Ils étaient donc déjà fort irrités de son succès ; mais ce qui devait porter leur colère au comble, c’est ce qui se passa dans la séance où il fut reçu. Les réceptions académiques commençaient à être des événements littéraires ; on était d’autant plus empressé à y assister qu’il était plus difficile d’y être admis. On a vu que, depuis 1672, l’Académie était installée au Louvre ; elle y occupait deux grandes pièces du rez-de-chaussée qui font partie aujourd’hui du musée de la sculpture française et s’appellent la salle de Puget et celle des Coustou.

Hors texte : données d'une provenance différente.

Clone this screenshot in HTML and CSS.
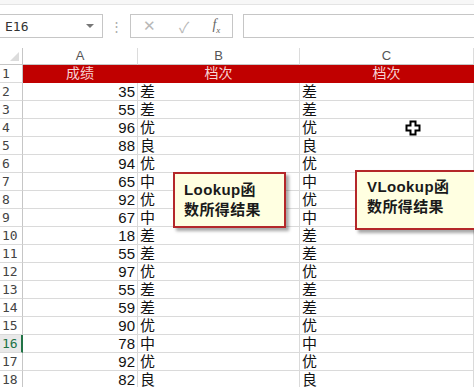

  1. La Bruyère se défend avec une grande vivacité, dans son discours de réception, d’avoir eu recours à aucune brigue : « Il n’y a ni poste, ni crédit, ni richesses, ni titres, ni autorité, ni faveur, qui ait pu vous plier à faire ce choix : je n’ai rien de toutes ces choses, tout me manque » On a pourtant trouvé, dans les papiers de Renaudot, une lettre de Pontchartrain, qui lui demande sa voix pour La Bruyère et pour Bignon. Mais rien ne prouve que La Bruyère ait demandé à Pontchartrain de l’écrire, ou que Pontchartrain ne l’ait pas fait surtout pour Bignon, son neveu.